Das Bundesverfassungsgericht fordert den Gesetzgeber zu einer Neuregelung auf und ordnet an, dass bis dahin die Grundmandatsklausel in ihrer bisherigen Form anzuwenden ist.

Wir haben gegen die Wahlrechtsreform der Ampel geklagt, da wir sowohl das Verfahren der Zweitstimmendeckung als auch den Wegfall der Grundmandatsklausel für verfassungswidrig gehalten haben. Das Urteil gibt uns in Teilen recht, indem es die 5 %-Sperrklausel in ihrer jetzigen Form (also ohne Grundmandatsklausel) tatsächlich für verfassungswidrig erklärt. Positiv ist auch, dass eine 5 %-Sperrklausel grundsätzlich weiterhin möglich bleibt, womit eine Zersplitterung des Parlaments vermieden wird.
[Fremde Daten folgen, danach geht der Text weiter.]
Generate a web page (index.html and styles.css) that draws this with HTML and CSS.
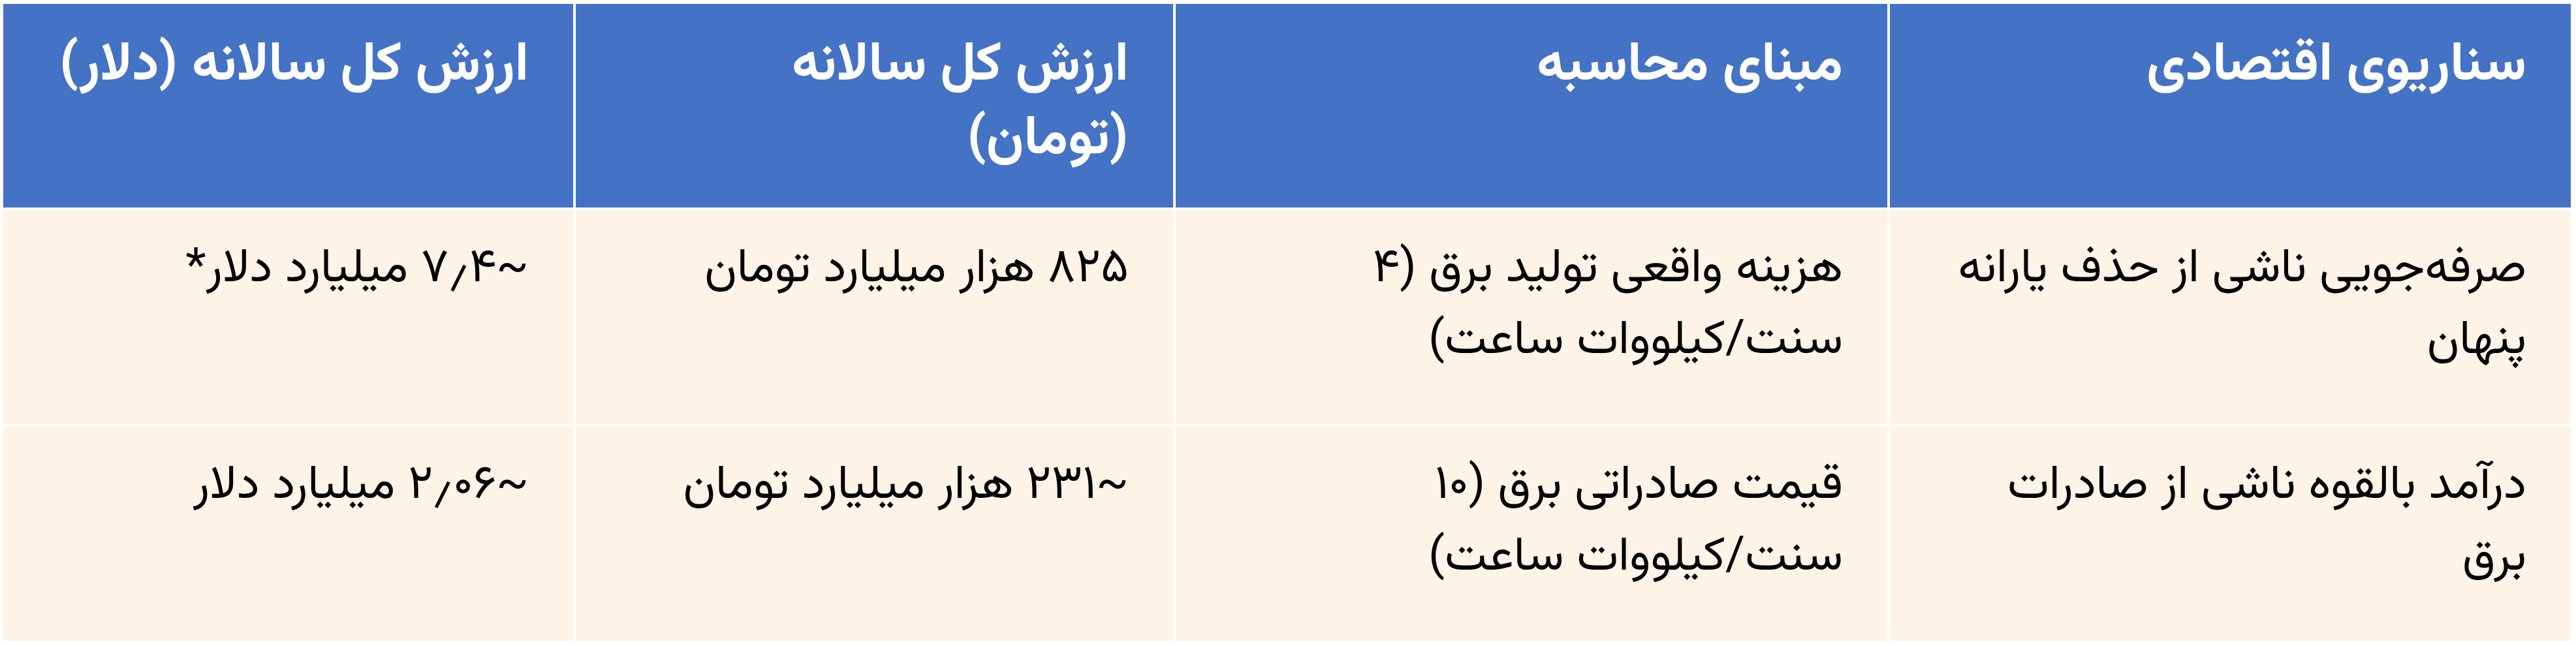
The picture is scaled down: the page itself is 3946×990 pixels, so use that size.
FILE: index.html
```html
<!DOCTYPE html>
<html lang="fa" dir="rtl">
<head>
<meta charset="utf-8">
<title>ارزش اقتصادی</title>
<link rel="stylesheet" href="styles.css">
</head>
<body>
<table class="econ">
  <colgroup>
    <col class="c-scenario">
    <col class="c-basis">
    <col class="c-toman">
    <col class="c-dollar">
  </colgroup>
  <thead>
    <tr class="head-row">
      <th>سناریوی اقتصادی</th>
      <th>مبنای محاسبه</th>
      <th>ارزش کل سالانه (تومان)</th>
      <th>ارزش کل سالانه (دلار)</th>
    </tr>
  </thead>
  <tbody>
    <tr class="body-row">
      <td>صرفه‌جویی ناشی از حذف یارانه پنهان</td>
      <td>هزینه واقعی تولید برق (۴ <span class="unit">سنت/کیلووات</span> ساعت)</td>
      <td>۸۲۵ هزار میلیارد تومان</td>
      <td>~۷٫۴ میلیارد دلار*</td>
    </tr>
    <tr class="body-row">
      <td>درآمد بالقوه ناشی از صادرات برق</td>
      <td>قیمت صادراتی برق (۱۰ <span class="unit">سنت/کیلووات</span> ساعت)</td>
      <td>~۲۳۱ هزار میلیارد تومان</td>
      <td>~۲٫۰۶ میلیارد دلار</td>
    </tr>
  </tbody>
</table>
</body>
</html>
```
FILE: styles.css
```css
html, body {
  margin: 0;
  padding: 0;
  background: #ffffff;
}

body {
  font-family: "Vazirmatn", "Noto Sans Arabic", sans-serif;
}

.econ {
  border-collapse: separate;
  border-spacing: 4px;
  margin: 2px 4px 0 1px;
  table-layout: fixed;
  width: 3941px;
}

.c-scenario { width: 1043px; }
.c-basis { width: 1090px; }
.c-toman { width: 915px; }
.c-dollar { width: 873px; }

.econ th,
.econ td {
  text-align: right;
  vertical-align: top;
  padding: 36px 68px 0 70px;
  line-height: 110px;
}

.head-row {
  height: 312px;
}

.body-row {
  height: 328px;
}

.head-row th {
  background: #4472c4;
  color: #ffffff;
  font-weight: 700;
  font-size: 83px;
  line-height: 113px;
  padding-top: 40px;
}

.body-row td {
  background: #fef3e7;
  color: #000000;
  font-weight: 400;
  font-size: 73px;
}

.unit {
  white-space: nowrap;
}
```
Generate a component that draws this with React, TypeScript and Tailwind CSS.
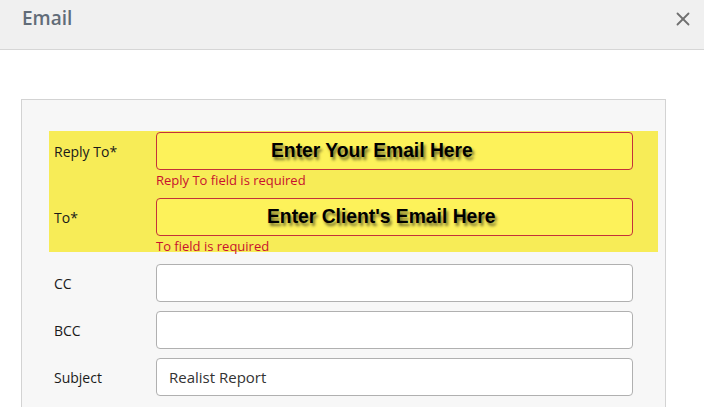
import { X } from "lucide-react";

const sans = "font-['Open_Sans',_'Noto_Sans',_sans-serif]";

function Field({
  label,
  value,
  invalid,
  hint,
}: {
  label: string;
  value?: string;
  invalid?: boolean;
  hint?: string;
}) {
  return (
    <div className="flex items-center pl-[5px]">
      <div className="w-[102px] text-[14px] text-[#1a1a1a]">{label}</div>
      <div
        className={
          invalid
            ? "relative flex h-[38px] w-[477px] items-center rounded-[4px] border border-[#c4313a] bg-[#fdf25a]"
            : "flex h-[38px] w-[477px] items-center rounded-[4px] border border-[#b0b0b0] bg-white px-3 text-[15px] text-[#333]"
        }
      >
        {hint ? (
          <span
            className="absolute top-[6px] font-['Liberation_Sans',_Arial,_sans-serif] text-[19.3px] font-bold leading-[24px] text-black [text-shadow:2px_3px_3px_rgba(0,0,0,0.55)]"
            style={{ left: hint.startsWith("Enter Your") ? 114 : 110 }}
          >
            {hint}
          </span>
        ) : (
          value
        )}
      </div>
    </div>
  );
}

function Error({ text }: { text: string }) {
  return (
    <div className="h-[28px] pl-[107px] pt-[1px] text-[13px] leading-[18px] text-[#c8102e]">
      {text}
    </div>
  );
}

export default function App() {
  return (
    <div className={`h-[407px] w-[704px] overflow-hidden bg-white ${sans}`}>
      <header className="flex h-[50px] items-start justify-between border-b border-[#d6d6d6] bg-[#f0f0f0] pl-[22px] pr-[10px] pt-[4px]">
        <h1 className="text-[19px] font-semibold leading-[28px] text-[#616c78]">Email</h1>
        <X className="mt-[4px] h-[22px] w-[22px] text-[#707070]" strokeWidth={2} />
      </header>

      <div className="ml-[21px] mt-[49px] w-[645px] border border-[#d3d3d3] bg-[#f7f7f7] pl-[27px] pt-[31px] pb-[20px]">
        <div className="h-[121px] w-[609px] bg-[#f7ec57] pt-[1px]">
          <Field label="Reply To*" invalid hint="Enter Your Email Here" />
          <Error text="Reply To field is required" />
          <Field label="To*" invalid hint="Enter Client's Email Here" />
          <Error text="To field is required" />
        </div>
        <div className="mt-[12px] flex flex-col gap-[9px]">
          <Field label="CC" />
          <Field label="BCC" />
          <Field label="Subject" value="Realist Report" />
        </div>
      </div>
    </div>
  );
}
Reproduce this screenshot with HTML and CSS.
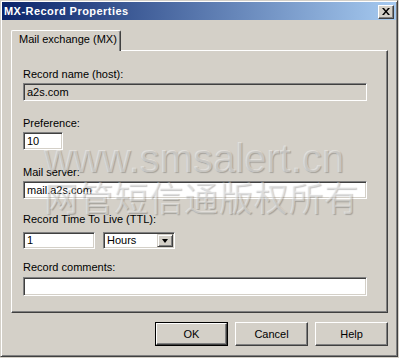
FILE: index.html
```html
<!DOCTYPE html>
<html>
<head>
<meta charset="utf-8">
<link rel="stylesheet" href="styles.css">
</head>
<body>
<div class="window">
  <div class="titlebar">
    <span class="title">MX-Record Properties</span>
    <div class="close">
      <svg width="8" height="7" viewBox="0 0 8 7"><path d="M0 0h2l2 2.5L6 0h2L5 3.5 8 7H6L4 4.5 2 7H0l3-3.5z" fill="#000"/></svg>
    </div>
  </div>
  <div class="content">
    <div class="tabs"><div class="tab">Mail exchange (MX)</div></div>
    <div class="panel">
      <div class="label l1">Record name (host):</div>
      <div class="edit ro e1">a2s.com</div>
      <div class="label l2">Preference:</div>
      <div class="edit e2">10</div>
      <div class="label l3">Mail server:</div>
      <div class="edit e3">mail.a2s.com</div>
      <div class="label l4">Record Time To Live (TTL):</div>
      <div class="ttlrow">
        <div class="edit e4">1</div>
        <div class="edit combo">
          <span class="combotext">Hours</span>
          <div class="dropbtn"><span class="arrow"></span></div>
        </div>
      </div>
      <div class="label l5">Record comments:</div>
      <div class="edit e5"></div>
    </div>
    <div class="buttons">
      <div class="btn default"><span class="btninner">OK</span></div>
      <div class="btn"><span class="btninner">Cancel</span></div>
      <div class="btn"><span class="btninner">Help</span></div>
    </div>
  </div>
  <div class="watermark">
    <div class="wm1">www.smsalert.cn</div>
    <div class="wm2">网管短信通版权所有</div>
  </div>
</div>
</body>
</html>
```
FILE: styles.css
```css
html, body {
  margin: 0;
  padding: 0;
  background: #d4d0c8;
}
body {
  font-family: "Liberation Sans", Arial, sans-serif;
  font-size: 11px;
  color: #000;
}
.window {
  position: relative;
  width: 398px;
  height: 357px;
  box-sizing: border-box;
  border: 1px solid;
  border-color: #d4d0c8 #404040 #404040 #d4d0c8;
  box-shadow: inset 1px 1px 0 #ffffff, inset -1px -1px 0 #808080;
  padding: 1px;
  background: #d4d0c8;
  overflow: hidden;
}
.titlebar {
  height: 18px;
  display: flex;
  align-items: flex-start;
  justify-content: space-between;
  background: linear-gradient(to right, #0a246a, #a6caf0);
}
.title {
  color: #fff;
  font-weight: bold;
  font-size: 11px;
  line-height: 18px;
  padding-left: 2px;
  letter-spacing: 0.45px;
}
.close {
  width: 16px;
  height: 14px;
  margin-top: 3px;
  margin-right: 2px;
  box-sizing: border-box;
  background: #d4d0c8;
  border: 1px solid;
  border-color: #ffffff #404040 #404040 #ffffff;
  box-shadow: inset -1px -1px 0 #808080;
  display: flex;
  align-items: center;
  justify-content: center;
}
.close svg {
  display: block;
  margin-left: -1px;
  margin-top: -1px;
}
.content {
  padding: 10px 8px 0 9px;
}
.tabs {
  display: flex;
  position: relative;
  z-index: 1;
  margin-bottom: -1px;
}
.tab {
  width: 110px;
  height: 21px;
  box-sizing: border-box;
  background: #d4d0c8;
  border-top: 1px solid #fff;
  border-left: 1px solid #fff;
  border-right: 1px solid #404040;
  box-shadow: inset -1px 0 0 #808080;
  border-radius: 2px 2px 0 0;
  padding: 2px 0 0 7px;
  line-height: 13px;
}
.panel {
  height: 263px;
  box-sizing: border-box;
  border: 1px solid;
  border-color: #ffffff #404040 #404040 #ffffff;
  box-shadow: inset -1px -1px 0 #808080;
  padding: 0 11px;
  display: flex;
  flex-direction: column;
  align-items: flex-start;
}
.label {
  height: 13px;
  line-height: 13px;
  white-space: nowrap;
}
.l1 { margin-top: 17px; }
.l2 { margin-top: 16px; }
.l3 { margin-top: 16px; }
.l4 { margin-top: 14px; }
.l5 { margin-top: 12px; }
.edit {
  box-sizing: border-box;
  height: 18px;
  border: 1px solid;
  border-color: #808080 #ffffff #ffffff #808080;
  box-shadow: inset 1px 1px 0 #404040, inset -1px -1px 0 #d4d0c8;
  background: #fff;
  padding: 0 3px;
  line-height: 16px;
  white-space: nowrap;
}
.edit.ro { background: #d4d0c8; }
.e1 { width: 344px; margin-top: 2px; }
.e2 { width: 40px; margin-top: 2px; }
.e3 { width: 344px; margin-top: 2px; }
.e5 { width: 344px; margin-top: 3px; height: 19px; }
.ttlrow {
  display: flex;
  gap: 8px;
  margin-top: 6px;
}
.e4 { width: 72px; height: 17px; line-height: 15px; }
.combo {
  width: 72px;
  height: 17px;
  line-height: 15px;
  display: flex;
  justify-content: space-between;
  padding: 1px;
}
.combotext {
  padding-left: 2px;
  line-height: 13px;
}
.dropbtn {
  width: 16px;
  height: 13px;
  box-sizing: border-box;
  background: #d4d0c8;
  border: 1px solid;
  border-color: #d4d0c8 #404040 #404040 #d4d0c8;
  box-shadow: inset 1px 1px 0 #fff, inset -1px -1px 0 #808080;
  display: flex;
  align-items: center;
  justify-content: center;
}
.arrow {
  width: 0;
  height: 0;
  border-left: 3.5px solid transparent;
  border-right: 3.5px solid transparent;
  border-top: 4px solid #000;
}
.buttons {
  display: flex;
  justify-content: flex-end;
  gap: 7px;
  margin-top: 9px;
}
.btn {
  width: 73px;
  height: 24px;
  box-sizing: border-box;
  border: 1px solid;
  border-color: #ffffff #404040 #404040 #ffffff;
  box-shadow: inset -1px -1px 0 #808080;
  display: flex;
  align-items: center;
  justify-content: center;
}
.btn.default {
  border: 1px solid #000;
  box-shadow: none;
}
.btn.default .btninner {
  width: 100%;
  height: 100%;
  box-sizing: border-box;
  border: 1px solid;
  border-color: #ffffff #404040 #404040 #ffffff;
  box-shadow: inset -1px -1px 0 #808080;
}
.btninner {
  display: flex;
  align-items: center;
  justify-content: center;
  line-height: 13px;
}
.watermark {
  position: absolute;
  left: 0;
  top: 0;
  pointer-events: none;
}
.wm1 {
  position: absolute;
  left: 43px;
  top: 137px;
  font-family: "Liberation Sans", Arial, sans-serif;
  font-size: 40px;
  line-height: 40px;
  white-space: nowrap;
  color: rgba(255, 255, 255, 0.4);
  text-shadow: 1px 1px 1px rgba(0, 0, 0, 0.22);
}
.wm2 {
  position: absolute;
  left: 43px;
  top: 173px;
  font-family: "Noto Sans CJK SC", sans-serif;
  font-size: 34px;
  line-height: 46px;
  letter-spacing: 1px;
  white-space: nowrap;
  color: rgba(255, 255, 255, 0.4);
  text-shadow: 1px 1px 1px rgba(0, 0, 0, 0.22);
}
```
Bedauerlich ist hingegen, dass das Bundesverfassungsgericht unserer Argumentation in Bezug auf die Zweitstimmendeckung nicht gefolgt ist. Dabei hat das Gericht nur die verfassungsrechtlichen Grenzen geprüft, was Raum für andere, ebenfalls verfassungsrechtlich zulässige Lösungen lässt. Wir halten daher an unserem politischen Ziel fest, das Wahlkreismandat in der nächsten Wahlperiode in seiner Bedeutung wieder zu stärken.

Mit den Fraktionen der Ampel waren wir uns immer einig, dass die Zahl der Abgeordneten im Deutschen Bundestag verringert werden muss. Wir haben der Ampel hierzu in der laufenden Wahlperiode mehrfach konkrete Vorschläge unterbreitet. Die Ampel hat unsere Vorschläge jedoch abgelehnt und stattdessen ein Wahlrecht verabschiedet, das heute vom Bundesverfassungsgericht in einem wesentlichen Teil für verfassungswidrig erklärt wurde. Damit ist der Versuch der Ampel, mit Hilfe des Wahlrechts politische Konkurrenten auszuschalten, vor dem Bundesverfassungsgericht erwartungsgemäß gescheitert.

Auch wenn das von uns ebenfalls angegriffene sogenannte „Zweitstimmendeckungsverfahren“ vom Bundesverfassungsgericht für vereinbar mit dem Grundgesetz angesehen wurde, bleiben wir bei unserer Auffassung, dass dieses Verfahren bei der nächsten Bundestagswahl zu einer unangemessenen Benachteiligung insbesondere von Wahlkreisbewerbern der CDU und der CSU führen wird. Das Wahlkreismandat wird nach dem Ampel-Wahlrecht entwertet. Damit schadet die Ampel dem Grundsatz der demokratischen Repräsentanz der Wahlkreise im Deutschen Bundestag.

Das Bundesverfassungsgericht hat den Gesetzgeber aufgefordert, die Details der 5 %-Sperrklausel und der Grundmandatsklausel neu zu regeln. Wir bieten der Ampelkoalition an, noch vor der nächsten Bundestagswahl eine gemeinsame umfassende Änderung des Wahlrechts vorzunehmen, die beide Ziele erreicht: die Verringerung der Abgeordnetenzahl und die Wahrung der demokratischen Repräsentanz.